Вот ежели бы теперь всю эту силу обратить супротив Бонапарта! Или это несбыточное мечтание?! Дай-то Бог, чтобы обращение подействовало! Дай-то Бог!
Старый ребе призывает к сопротивлению, призывает помогать российским войскам, это чудесно!
Может, и для высшей воинской полиции отсюда будет какая подмога!”
Прошу прощения за длинную цитату, но ведь — прелесть какая! Через век, в начале Первой мировой войны, тех же приграничных евреев считали немецкими шпионами и в массовом порядке высылали из прифронтовой зоны. Что ж такое сделалось за сто лет, куда подевались мудрые де Санглены, уповающие, вопреки предрассудкам эпохи, на мощь “жидовского кагала”? “Жидовский кагал, пытающийся помочь России одолеть Бонапарта, — фантастичность подобного поворота событий все время продолжает меня занимать (государственный секретарь А.С. Шишков, в свите государя бывший тогда в Вильне, впоследствии рассказывал: “В поляках неприметно было никаких восторгов.
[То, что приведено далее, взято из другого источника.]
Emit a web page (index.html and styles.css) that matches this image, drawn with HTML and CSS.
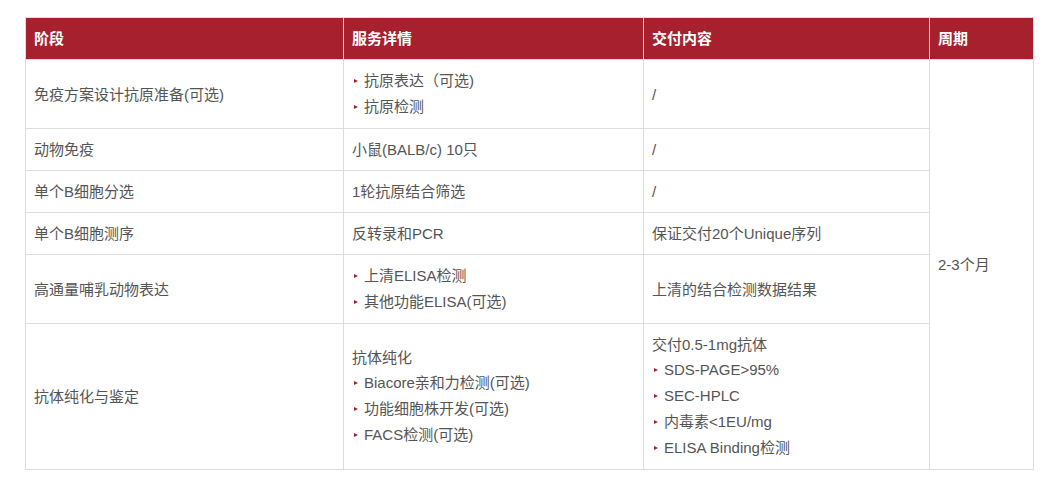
FILE: index.html
```html
<!DOCTYPE html>
<html lang="zh">
<head>
<meta charset="utf-8">
<link rel="stylesheet" href="styles.css">
</head>
<body>
<div class="wrap">
<table class="svc">
  <thead>
    <tr>
      <th class="c1">阶段</th>
      <th class="c2">服务详情</th>
      <th class="c3">交付内容</th>
      <th class="c4">周期</th>
    </tr>
  </thead>
  <tbody>
    <tr>
      <td>免疫方案设计抗原准备(可选)</td>
      <td><ul class="bl"><li>抗原表达（可选)</li><li>抗原检测</li></ul></td>
      <td>/</td>
      <td rowspan="6">2-3个月</td>
    </tr>
    <tr>
      <td>动物免疫</td>
      <td>小鼠(BALB/c) 10只</td>
      <td>/</td>
    </tr>
    <tr>
      <td>单个B细胞分选</td>
      <td>1轮抗原结合筛选</td>
      <td>/</td>
    </tr>
    <tr>
      <td>单个B细胞测序</td>
      <td>反转录和PCR</td>
      <td>保证交付20个Unique序列</td>
    </tr>
    <tr>
      <td>高通量哺乳动物表达</td>
      <td><ul class="bl"><li>上清ELISA检测</li><li>其他功能ELISA(可选)</li></ul></td>
      <td>上清的结合检测数据结果</td>
    </tr>
    <tr>
      <td>抗体纯化与鉴定</td>
      <td><p class="pl">抗体纯化</p><ul class="bl"><li>Biacore亲和力检测(可选)</li><li>功能细胞株开发(可选)</li><li>FACS检测(可选)</li></ul></td>
      <td><p class="pl">交付0.5-1mg抗体</p><ul class="bl"><li>SDS-PAGE&gt;95%</li><li>SEC-HPLC</li><li>内毒素&lt;1EU/mg</li><li>ELISA Binding检测</li></ul></td>
    </tr>
  </tbody>
</table>
</div>
</body>
</html>
```

FILE: styles.css
```css
html, body {
  margin: 0;
  padding: 0;
  background: #ffffff;
}
body {
  font-family: "Liberation Sans", Arial, "Noto Sans CJK SC", sans-serif;
  font-size: 15px;
  color: #555555;
}
.wrap {
  padding: 17px 27px 0 25px;
}
.svc {
  width: 1008px;
  border-collapse: collapse;
  table-layout: fixed;
}
.svc th, .svc td {
  border: 1px solid #dddddd;
  padding: 8px 8px 8px 8px;
  line-height: 25px;
  text-align: left;
  vertical-align: middle;
}
.svc th {
  background: #a6202e;
  color: #ffffff;
  font-weight: bold;
  padding-top: 8px;
  padding-bottom: 8px;
}
.c1 { width: 301px; }
.c2 { width: 283px; }
.c3 { width: 269px; }
.c4 { width: 87px; }
.bl {
  list-style: none;
  margin: 0;
  padding: 0;
}
.bl li {
  position: relative;
  padding-left: 12px;
  line-height: 26px;
}
.bl li::before {
  content: "";
  position: absolute;
  left: 2px;
  top: 11px;
  border-left: 4px solid #a6202e;
  border-top: 2.5px solid transparent;
  border-bottom: 2.5px solid transparent;
}
.pl {
  margin: 0;
}
```
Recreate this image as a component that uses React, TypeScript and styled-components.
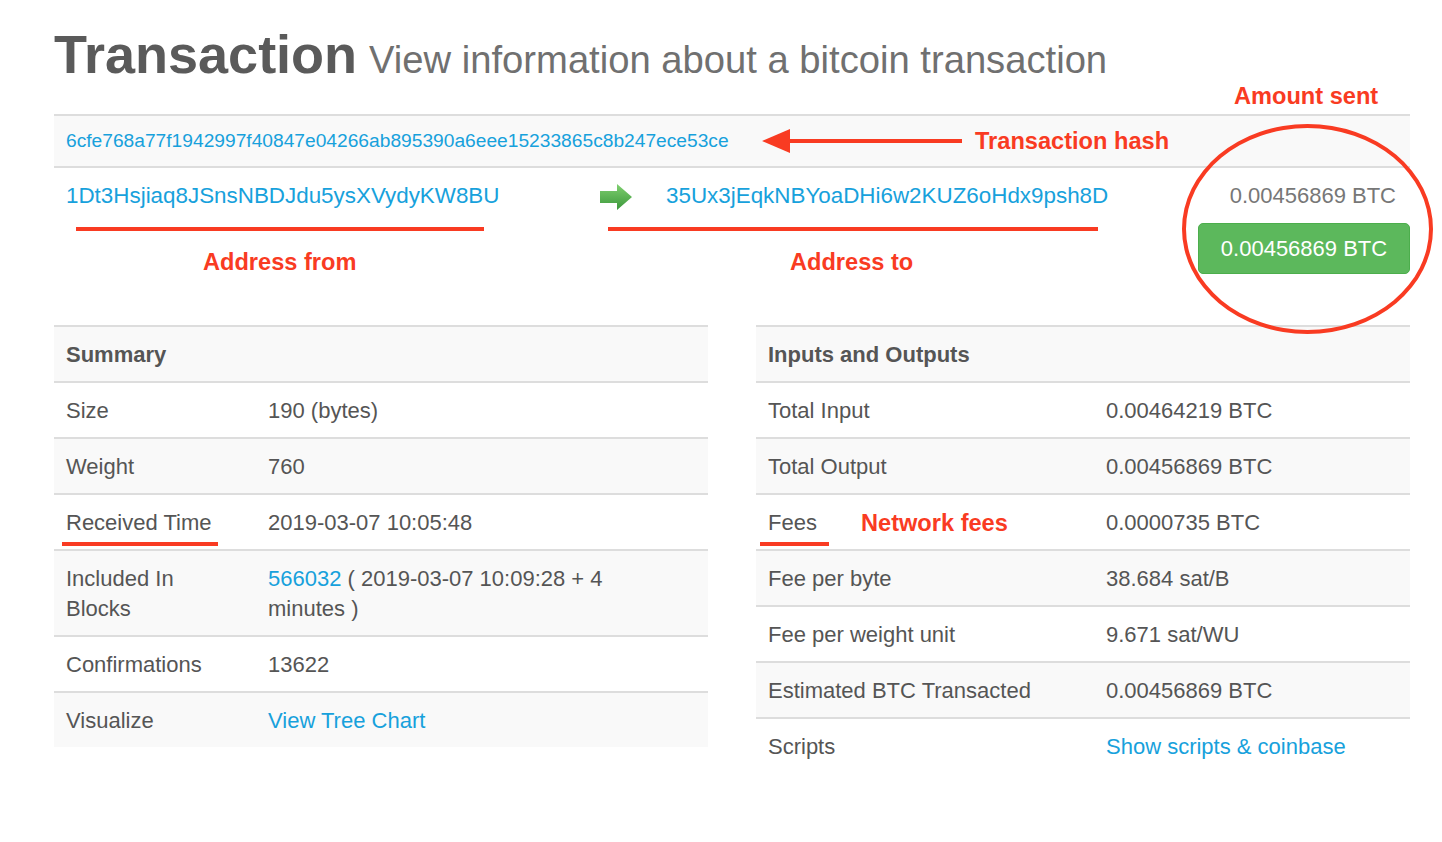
import React from "react";
import styled, { createGlobalStyle } from "styled-components";

const GlobalStyle = createGlobalStyle`
  * { box-sizing: border-box; }
  body {
    margin: 0;
    background: #fff;
    font-family: "Liberation Sans", Arial, Helvetica, sans-serif;
    color: #555;
  }
`;

const BLUE = "#17a1dc";
const RED = "#f93b22";

const Page = styled.div`
  position: relative;
  width: 1442px;
  min-height: 842px;
  padding: 1px 32px 0 54px;
`;

const Title = styled.h1`
  margin: 23px 0 30px;
  font-size: 54px;
  line-height: 60px;
  height: 60px;
  font-weight: 700;
  color: #5a5a5a;
  white-space: nowrap;
`;

const Subtitle = styled.small`
  font-size: 38.2px;
  line-height: 1;
  font-weight: 400;
  color: #707070;
  margin-left: 12px;
`;

const TopBlock = styled.div`
  border-top: 2px solid #ddd;
  margin-bottom: 39px;
`;

const HashRow = styled.div`
  background: #f9f9f9;
  padding: 12px;
  font-size: 19.2px;
  line-height: 26px;
  border-bottom: 2px solid #ddd;
`;

const Link = styled.a`
  color: ${BLUE};
  text-decoration: none;
`;

const AddressRow = styled.div`
  display: grid;
  grid-template-columns: 534px 66px 1fr 224px;
  font-size: 22px;
  line-height: 30px;
`;

const AddressCell = styled.div`
  padding: 13px 12px 11px;
  font-size: 22.4px;
`;

const ArrowCell = styled.div`
  padding: 16px 12px 12px;
  display: flex;
  align-items: flex-start;
`;

const AmountCell = styled.div`
  padding: 13px 0 12px 12px;
  display: flex;
  flex-direction: column;
  align-items: flex-end;
`;

const Amount = styled.span`
  color: #777;
  padding-right: 14px;
`;

const SentButton = styled.button`
  margin-top: 12px;
  width: 212px;
  height: 51px;
  border: 1px solid #4cae4c;
  border-radius: 5px;
  background: #5cb85c;
  color: #fff;
  font-family: inherit;
  font-size: 22px;
  line-height: 30px;
  padding: 0;
`;

const Tables = styled.div`
  display: grid;
  grid-template-columns: 654px 654px;
  column-gap: 48px;
  align-items: start;
`;

const Table = styled.table`
  width: 100%;
  table-layout: fixed;
  border-collapse: separate;
  border-spacing: 0;
  font-size: 22px;
  line-height: 30px;

  tbody tr:nth-child(even) td {
    background: #f9f9f9;
  }
`;

const Col = styled.col<{ $w?: number }>`
  width: ${(p) => (p.$w ? `${p.$w}px` : "auto")};
`;

const Th = styled.th`
  text-align: left;
  font-weight: 700;
  padding: 13px 12px 11px;
  border-top: 2px solid #ddd;
  background: #f9f9f9;
`;

const Td = styled.td<{ $padRight?: number }>`
  padding: 13px ${(p) => p.$padRight ?? 12}px 11px 12px;
  border-top: 2px solid #ddd;
  vertical-align: top;
  color: #555;
`;

const Overlay = styled.div`
  position: absolute;
  inset: 0;
  pointer-events: none;
`;

const Note = styled.span<{ $x: number; $y: number }>`
  position: absolute;
  left: ${(p) => p.$x}px;
  top: ${(p) => p.$y}px;
  color: ${RED};
  font-size: 23.6px;
  line-height: 24px;
  font-weight: 700;
  white-space: nowrap;
`;

const Underline = styled.div<{ $x: number; $y: number; $w: number }>`
  position: absolute;
  left: ${(p) => p.$x}px;
  top: ${(p) => p.$y}px;
  width: ${(p) => p.$w}px;
  height: 4px;
  background: ${RED};
`;

const Ring = styled.div`
  position: absolute;
  left: 1182px;
  top: 124px;
  width: 251px;
  height: 210px;
  border: 4px solid ${RED};
  border-radius: 50%;
`;

const Pointer = styled.svg`
  position: absolute;
  left: 762px;
  top: 128px;
`;

function GreenArrow() {
  return (
    <svg width="32" height="26" viewBox="0 0 32 26">
      <defs>
        <linearGradient id="ga" x1="0" y1="0" x2="0" y2="1">
          <stop offset="0" stopColor="#80d070" />
          <stop offset="1" stopColor="#3b973b" />
        </linearGradient>
      </defs>
      <polygon points="0,7 17,7 17,0 32,13 17,26 17,19 0,19" fill="url(#ga)" />
    </svg>
  );
}

const summary: [string, React.ReactNode][] = [
  ["Size", "190 (bytes)"],
  ["Weight", "760"],
  ["Received Time", "2019-03-07 10:05:48"],
  [
    "Included In Blocks",
    <>
      <Link href="#">566032</Link> ( 2019-03-07 10:09:28 + 4 minutes )
    </>,
  ],
  ["Confirmations", "13622"],
  ["Visualize", <Link href="#">View Tree Chart</Link>],
];

const io: [string, React.ReactNode][] = [
  ["Total Input", "0.00464219 BTC"],
  ["Total Output", "0.00456869 BTC"],
  ["Fees", "0.0000735 BTC"],
  ["Fee per byte", "38.684 sat/B"],
  ["Fee per weight unit", "9.671 sat/WU"],
  ["Estimated BTC Transacted", "0.00456869 BTC"],
  ["Scripts", <Link href="#">Show scripts &amp; coinbase</Link>],
];

export default function App() {
  return (
    <Page>
      <GlobalStyle />
      <Title>
        Transaction<Subtitle>View information about a bitcoin transaction</Subtitle>
      </Title>

      <TopBlock>
        <HashRow>
          <Link href="#">6cfe768a77f1942997f40847e04266ab895390a6eee15233865c8b247ece53ce</Link>
        </HashRow>
        <AddressRow>
          <AddressCell>
            <Link href="#">1Dt3Hsjiaq8JSnsNBDJdu5ysXVydyKW8BU</Link>
          </AddressCell>
          <ArrowCell>
            <GreenArrow />
          </ArrowCell>
          <AddressCell>
            <Link href="#">35Ux3jEqkNBYoaDHi6w2KUZ6oHdx9psh8D</Link>
          </AddressCell>
          <AmountCell>
            <Amount>0.00456869 BTC</Amount>
            <SentButton>0.00456869 BTC</SentButton>
          </AmountCell>
        </AddressRow>
      </TopBlock>

      <Tables>
        <Table>
          <colgroup>
            <Col $w={202} />
            <Col />
          </colgroup>
          <thead>
            <tr>
              <Th colSpan={2}>Summary</Th>
            </tr>
          </thead>
          <tbody>
            {summary.map(([label, value], i) => (
              <tr key={i}>
                <Td $padRight={20}>{label}</Td>
                <Td $padRight={48}>{value}</Td>
              </tr>
            ))}
          </tbody>
        </Table>

        <Table>
          <colgroup>
            <Col $w={338} />
            <Col />
          </colgroup>
          <thead>
            <tr>
              <Th colSpan={2}>Inputs and Outputs</Th>
            </tr>
          </thead>
          <tbody>
            {io.map(([label, value], i) => (
              <tr key={i}>
                <Td>{label}</Td>
                <Td>{value}</Td>
              </tr>
            ))}
          </tbody>
        </Table>
      </Tables>

      <Overlay>
        <Note $x={1234} $y={84}>Amount sent</Note>
        <Pointer width="200" height="26" viewBox="0 0 200 26">
          <polygon points="0,13 28,1 28,25" fill={RED} />
          <rect x="26" y="11" width="174" height="4" fill={RED} />
        </Pointer>
        <Note $x={975} $y={129}>Transaction hash</Note>
        <Ring />
        <Underline $x={76} $y={227} $w={408} />
        <Underline $x={608} $y={227} $w={490} />
        <Note $x={203} $y={250}>Address from</Note>
        <Note $x={790} $y={250}>Address to</Note>
        <Underline $x={62} $y={542} $w={156} />
        <Underline $x={760} $y={542} $w={69} />
        <Note $x={861} $y={511}>Network fees</Note>
      </Overlay>
    </Page>
  );
}
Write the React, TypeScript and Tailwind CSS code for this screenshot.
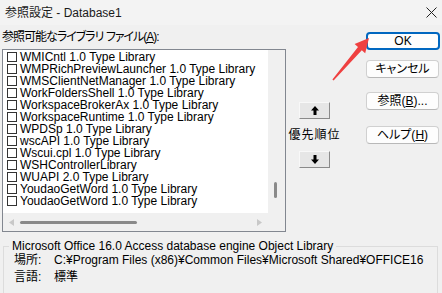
import React from 'react';

const libs = [
  'WMICntl 1.0 Type Library',
  'WMPRichPreviewLauncher 1.0 Type Library',
  'WMSClientNetManager 1.0 Type Library',
  'WorkFoldersShell 1.0 Type Library',
  'WorkspaceBrokerAx 1.0 Type Library',
  'WorkspaceRuntime 1.0 Type Library',
  'WPDSp 1.0 Type Library',
  'wscAPI 1.0 Type Library',
  'Wscui.cpl 1.0 Type Library',
  'WSHControllerLibrary',
  'WUAPI 2.0 Type Library',
  'YoudaoGetWord 1.0 Type Library',
  'YoudaoGetWord 1.0 Type Library',
];

function Btn({ children, primary }: { children: React.ReactNode; primary?: boolean }) {
  return (
    <button
      type="button"
      className={
        primary
          ? 'flex h-[18px] w-[74px] items-center justify-center rounded-[4px] border-2 border-[#0067c0] bg-[#fdfdfd] text-[12px] leading-none text-black'
          : 'flex h-[18px] w-[73px] items-center justify-center rounded-[4px] border border-[#d0d0d0] border-b-[#b8b8b8] bg-[#fdfdfd] text-[12px] leading-none text-black'
      }
    >
      {children}
    </button>
  );
}

function MoveBtn({ up }: { up?: boolean }) {
  return (
    <button
      type="button"
      className="flex h-[17px] w-[31px] items-center justify-center border border-[#f8f8f8] border-b-[#8a8a8a] border-r-[#8a8a8a] bg-[#e6e6e6]"
    >
      <svg width="8" height="9" viewBox="0 0 8 9">
        {up ? (
          <path d="M4 0 L8 4.5 L5.5 4.5 L5.5 9 L2.5 9 L2.5 4.5 L0 4.5 Z" fill="#000" />
        ) : (
          <path d="M4 9 L8 4.5 L5.5 4.5 L5.5 0 L2.5 0 L2.5 4.5 L0 4.5 Z" fill="#000" />
        )}
      </svg>
    </button>
  );
}

export default function App() {
  return (
    <div className="relative h-[293px] w-[442px] overflow-hidden bg-[#f0f0f0] font-['Liberation_Sans','Noto_Sans_CJK_JP',sans-serif] text-[12px] text-black [font-feature-settings:'palt']">
      {/* title bar */}
      <div className="flex h-[25px] items-center justify-between bg-[#f3f3f3] pl-[5px] pr-[4px]">
        <span className="text-[12px] text-[#1a1a1a]">参照設定 - Database1</span>
        <svg width="11" height="11" viewBox="0 0 11 11" className="mr-[1px]">
          <path d="M0.5 0.5 L10.5 10.5 M10.5 0.5 L0.5 10.5" stroke="#222" strokeWidth="1" />
        </svg>
      </div>

      <div className="flex">
        {/* library list */}
        <div className="ml-[2px] w-[284px]">
          <div className="h-[24px] whitespace-nowrap pt-[5px] leading-[14px] tracking-[-1px]">
            参照可能なライブラリ ファイル(<span className="underline">A</span>):
          </div>
          <div className="grid h-[183px] grid-cols-[1fr_17px] grid-rows-[1fr_18px] border border-[#828790] bg-white">
            <div className="overflow-hidden pt-[1px]">
              {libs.map((name, i) => (
                <div key={i} className="flex h-[12px] items-center whitespace-nowrap pl-[4px] leading-[12px]">
                  <span className="mr-[3px] h-[10px] w-[10px] shrink-0 border border-[#333] bg-white" />
                  {name}
                </div>
              ))}
            </div>
            <div className="relative bg-[#f0f0f0]">
              <div className="absolute left-[6px] top-[132px] h-[16px] w-[3px] rounded-full bg-[#8a8a8a]" />
            </div>
            <div className="flex items-center bg-[#f0f0f0] px-[6px]">
              <svg width="5" height="7" viewBox="0 0 5 7">
                <path d="M0 3.5 L5 0 L5 7 Z" fill="#c8c8c8" />
              </svg>
              <div className="ml-[6px] h-[3px] w-[117px] rounded-full bg-[#8a8a8a]" />
              <div className="flex-1" />
              <svg width="5" height="7" viewBox="0 0 5 7">
                <path d="M5 3.5 L0 0 L0 7 Z" fill="#c8c8c8" />
              </svg>
            </div>
            <div className="bg-[#f0f0f0]" />
          </div>
        </div>

        {/* priority */}
        <div className="ml-[1px] flex w-[55px] flex-col items-center pt-[77px]">
          <MoveBtn up />
          <div className="my-[7px] leading-[18px] text-[12px] tracking-[1px]">優先順位</div>
          <MoveBtn />
        </div>

        {/* buttons */}
        <div className="ml-[24px] flex flex-col pt-[7px]">
          <Btn primary>OK</Btn>
          <div className="mt-[10px]">
            <Btn>キャンセル</Btn>
          </div>
          <div className="mt-[14px]">
            <Btn>
              参照(<span className="underline">B</span>)...
            </Btn>
          </div>
          <div className="mt-[16px]">
            <Btn>
              ヘルプ(<span className="underline">H</span>)
            </Btn>
          </div>
        </div>
      </div>

      {/* info group */}
      <div className="relative ml-[3px] mt-[14px] h-[60px] w-[435px] border border-[#dcdcdc] pl-[10px] pt-[6px]">
        <div className="absolute -top-[8px] left-[5px] bg-[#f0f0f0] px-[3px] leading-[14px]">
          Microsoft Office 16.0 Access database engine Object Library
        </div>
        <div className="flex leading-[14px]">
          <span className="w-[40px]">場所:</span>
          <span>C:¥Program Files (x86)¥Common Files¥Microsoft Shared¥OFFICE16</span>
        </div>
        <div className="mt-[3px] flex leading-[14px]">
          <span className="w-[40px]">言語:</span>
          <span>標準</span>
        </div>
      </div>

      {/* annotation arrow */}
      <svg className="pointer-events-none absolute left-0 top-0" width="442" height="293">
        <polygon
          points="332.4,79.5 358,47 354.6,44 369,38 365.2,53.2 361.8,50.2 333.6,80.5"
          fill="#ef4040"
        />
      </svg>
    </div>
  );
}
Одни только жиды собирались с веселыми лицами к домам, где останавливался государь, и при выходах его кричали “Ура!”. — Позднейшее примечание Я.И. де Санглена)”.
В самом деле — как-то много “жидовского кагала” в придуманных Кургановым записках де Санглена. Этакий антисемитизм наоборот: евреи — лучшие шпионы на свете, но, когда они на государевой службе, это хорошо и правильно.
А вообще, как-то грустно — не хочется верить, что историю великой страны делали либо фаворитки, либо шпионы (неважно, какой национальности). Были же и какие-то другие движущие силы, сложное их противоборство, было непросто с экономикой (вот бы дневники Канкрина по этому поводу почитать). Но спрос сейчас на простоту, а она и впрямь хуже воровства.